Neither of these approaches is yet producing optimal results (you can take a look for yourself:

Indexing


For indexing, we want to identify the first 5 lines of each meaningful interaction. For that we take the first line by a potential asker in interesting and the next 5 lines to that line in augmented.

$ perl -e 'open(N,"askers");@n=<N>;chomp @n; %n=map{$_=>1}@n;close N; opendir(D,"tiki/interesting");@d=readdir(D);closedir(D); %f=(); foreach$f(@d){next unless $f=~m/\.txt/;open(F,"tiki/interesting/$f"); $tt=0; while(<F>){ ($d,$n,$t)=m/^([0-9]+) ([^ ]+) (.)/; if($t eq ":"){$n=~s/\<//;$n=~s/\>//; if($n{$n}){$tt=$d; last;}}}; close F; $p=0;$e=0;@l=();open(F,"tiki/augmented/$f");while(<F>){($d,$n,$t,$w)=m/^([0-9]+) ([^ ]+) (.)(.*)/; next unless($t eq ":"); $e=$d; if($d==$tt || ($p>0&&$p<5)){$w=~s/[^a-zA-Z0-9]+/ /g;push@l,$w;$p++}}; close F;$f=~s/\.txt//;print ("$f $tt $e\n\t".join("\n\t",@l)."\n");}' > questions.txt

You can see that file here: http://duboue.net/download/tiki-questions.txt (220k)
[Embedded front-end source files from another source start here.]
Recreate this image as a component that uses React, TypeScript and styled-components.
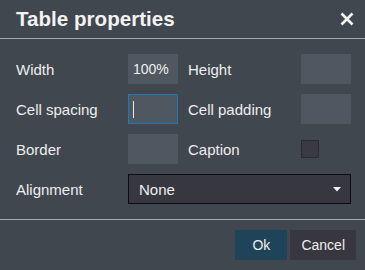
import React from "react";
import styled, { createGlobalStyle } from "styled-components";

const Global = createGlobalStyle`
  html, body { margin: 0; padding: 0; background: #40474f; }
  body { font-family: "Liberation Sans", Arial, sans-serif; }
`;

const Dialog = styled.div`
  width: 365px;
  height: 270px;
  background: #40474f;
  color: #eeeeee;
  display: flex;
  flex-direction: column;
  font-family: "Liberation Sans", Arial, sans-serif;
`;

const Header = styled.div`
  height: 38px;
  display: flex;
  align-items: center;
  justify-content: space-between;
  padding: 0 11px 0 16px;
  border-bottom: 1px solid #a7a9ab;
`;

const Title = styled.div`
  font-size: 20.6px;
  font-weight: bold;
  color: #f2f2f2;
`;

const Close = styled.button`
  border: 0;
  background: none;
  padding: 0;
  width: 14px;
  height: 14px;
  display: flex;
  color: #f2f2f2;
  cursor: pointer;
`;

const Body = styled.div`
  padding: 15px 14px 15px 16px;
  display: grid;
  grid-template-columns: 112px 50px 123px 50px;
  grid-auto-rows: 30px;
  row-gap: 10px;
  align-items: center;
  border-bottom: 1px solid #a7a9ab;
`;

const Label = styled.div<{ $second?: boolean }>`
  font-size: 15px;
  color: #eeeeee;
  padding-left: ${(p) => (p.$second ? "10px" : "0")};
`;

const Field = styled.div<{ $focused?: boolean }>`
  box-sizing: border-box;
  height: 30px;
  background: #4f5861;
  border: 1px solid ${(p) => (p.$focused ? "#2278b3" : "transparent")};
  font-size: 14px;
  color: #eeeeee;
  display: flex;
  align-items: center;
  padding-left: 4px;
`;

const Caret = styled.span`
  width: 1px;
  height: 17px;
  background: #e8e8e8;
`;

const Check = styled.div`
  box-sizing: border-box;
  width: 18px;
  height: 18px;
  background: #3a3a42;
  border: 1px solid #2a2a31;
`;

const Select = styled.div`
  grid-column: 2 / 5;
  box-sizing: border-box;
  height: 30px;
  background: #37373f;
  border: 1px solid #0d0d0f;
  display: flex;
  align-items: center;
  justify-content: space-between;
  padding: 0 9px 0 10px;
  font-size: 15px;
  color: #eeeeee;
`;

const Footer = styled.div`
  flex: 1;
  display: flex;
  justify-content: flex-end;
  align-items: center;
  gap: 3px;
  padding: 0 9px;
`;

const Button = styled.button<{ $primary?: boolean }>`
  height: 30px;
  border: 0;
  font-family: "Liberation Sans", Arial, sans-serif;
  font-size: 14px;
  color: #eeeeee;
  background: ${(p) => (p.$primary ? "#1f4358" : "#38373f")};
  min-width: ${(p) => (p.$primary ? "52px" : "0")};
  padding: 0 11px;
`;

export default function App() {
  return (
    <>
      <Global />
      <Dialog>
        <Header>
          <Title>Table properties</Title>
          <Close aria-label="Close">
            <svg width="14" height="14" viewBox="0 0 14 14">
              <path d="M1.5 1.5 L12.5 12.5 M12.5 1.5 L1.5 12.5" stroke="currentColor" strokeWidth="2.6" strokeLinecap="butt" />
            </svg>
          </Close>
        </Header>
        <Body>
          <Label>Width</Label>
          <Field>100%</Field>
          <Label $second>Height</Label>
          <Field />
          <Label>Cell spacing</Label>
          <Field $focused>
            <Caret />
          </Field>
          <Label $second>Cell padding</Label>
          <Field />
          <Label>Border</Label>
          <Field />
          <Label $second>Caption</Label>
          <Check />
          <Label>Alignment</Label>
          <Select>
            <span>None</span>
            <svg width="8" height="5" viewBox="0 0 8 5">
              <path d="M0 0 H8 L4 4.5 Z" fill="#f2f2f2" />
            </svg>
          </Select>
        </Body>
        <Footer>
          <Button $primary>Ok</Button>
          <Button>Cancel</Button>
        </Footer>
      </Dialog>
    </>
  );
}
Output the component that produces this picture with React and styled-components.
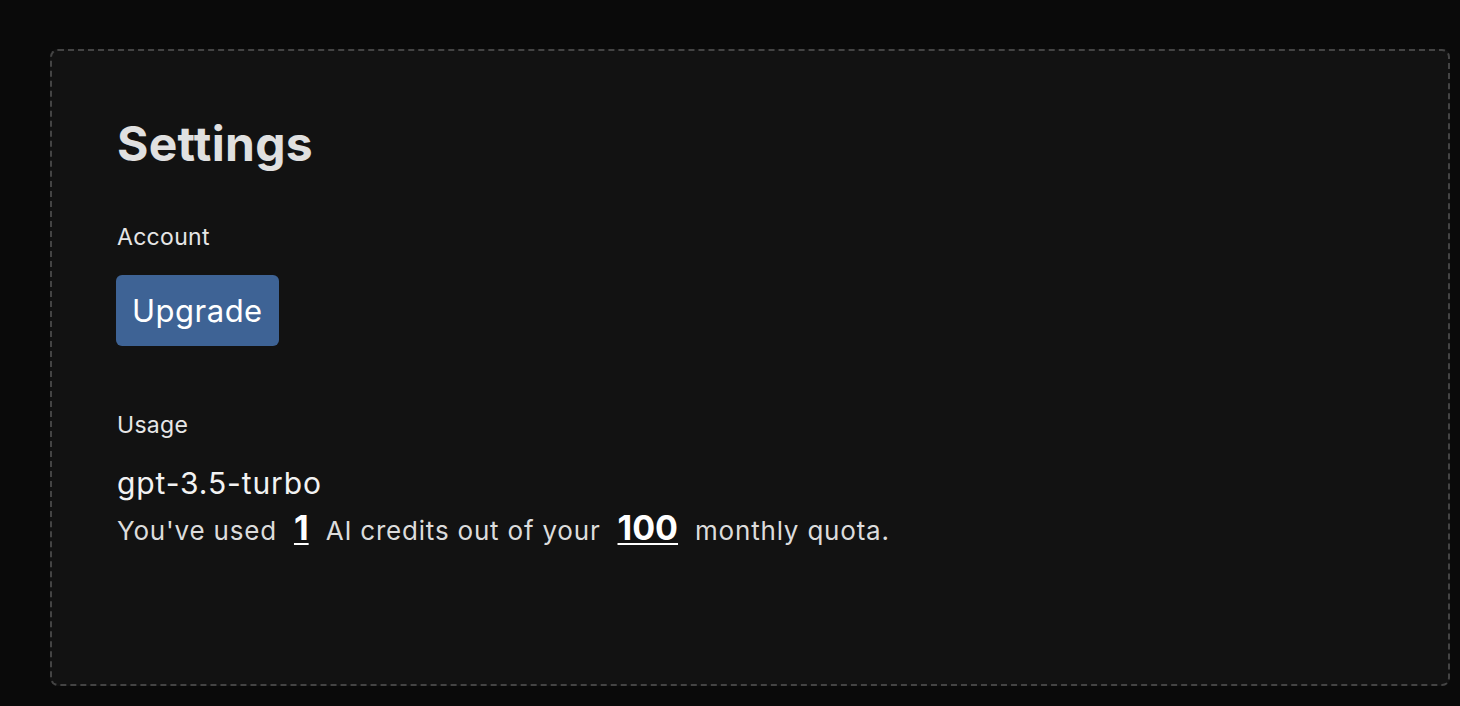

Pumping it into elasticsearch:

$ perl -e 'use JSON; open(Q,"questions.txt");@q=();while(<Q>){chomp;if(m/^\t/){s/\s+/ /g;$q[-1]->{question} .= $_;}else{@s=split(/\s+/,$_);push@q,{ thread=>$s[0], postDateEpoch=>int($s[1]), postDate=>scalar(localtime(int($s[1]))), threadEndDate=>scalar(localtime(int($s[2]))), threadEndDateEpoch=>int($s[2]), question => ''};}}; foreach$q(@q){ open(C, "|curl -XPUT http://localhost:9200/tiki/thread/$q->{thread} --data-binary \@/dev/stdin"); print C to_json($q); close C;}'

Each JSON object will look like this:

{"question":
" Hi is there a setting on tikiwiki to get a description picked up by FB when you add a link to Facebook FB picks up the metadata description of the site not the description of the page blog luciash you have FB just attach this link http www avonsys com Firefox FJ",
"threadEndDate":"Thu Nov 12 23:33:01 2009",
"thread":"31814",
"postDate":"Thu Nov 12 23:24:00 2009",
"postDateEpoch":1258086240,
"threadEndDateEpoch":1258086781
}

(more fields, like the nicks of the people involved in the thread can be added in some moment.)

Querying it:

$ curl -XGET http://localhost:9200/tiki/thread/_search?pretty=true -d '{ "query" : { "text" : { "text" : "htacces not found in facebook app" } } }'

This query returns 45 hits, here are the first three:

  • "_score" : 0.10639295, "_source" : {"question":" Maybe u should check the permission on ur htaccess too Did you run the installer setup sh never understand how to run setup sh and the htacces are chmod 777 http doc tikiwiki org tiki index php page ref id 7 hmm 777 is full access to everyone ","threadEndDate":"Tue Dec 16 16:15:00 2008","thread":"8910","postDate":"Mon Dec 15 18:13:00 2008"}
  • "_score" : 0.09947969, "_source" : {"question":" Hi is there a setting on tikiwiki to get a description picked up by FB when you add a link to Facebook FB picks up the metadata description of the site not the description of the page blog luciash you have FB just attach this link http www avonsys com Firefox FJ","threadEndDate":"Thu Nov 12 23:33:01 2009","thread":"31814","postDate":"Thu Nov 12 23:24:00 2009"}
  • "_score" : 0.081796534, "_source" : {"question":" hi all anyone from brasil need developers from brasil ok i found the email and will send ","threadEndDate":"Mon Mar 15 14:34:01 2010","thread":"40071","postDate":"Mon Mar 15 14:31:01 2010"}


The index can be currently accessed at: http://tikiqa.duboue.net

(for example, try I have this problem with tikiwiki not opening my links in a new browser.)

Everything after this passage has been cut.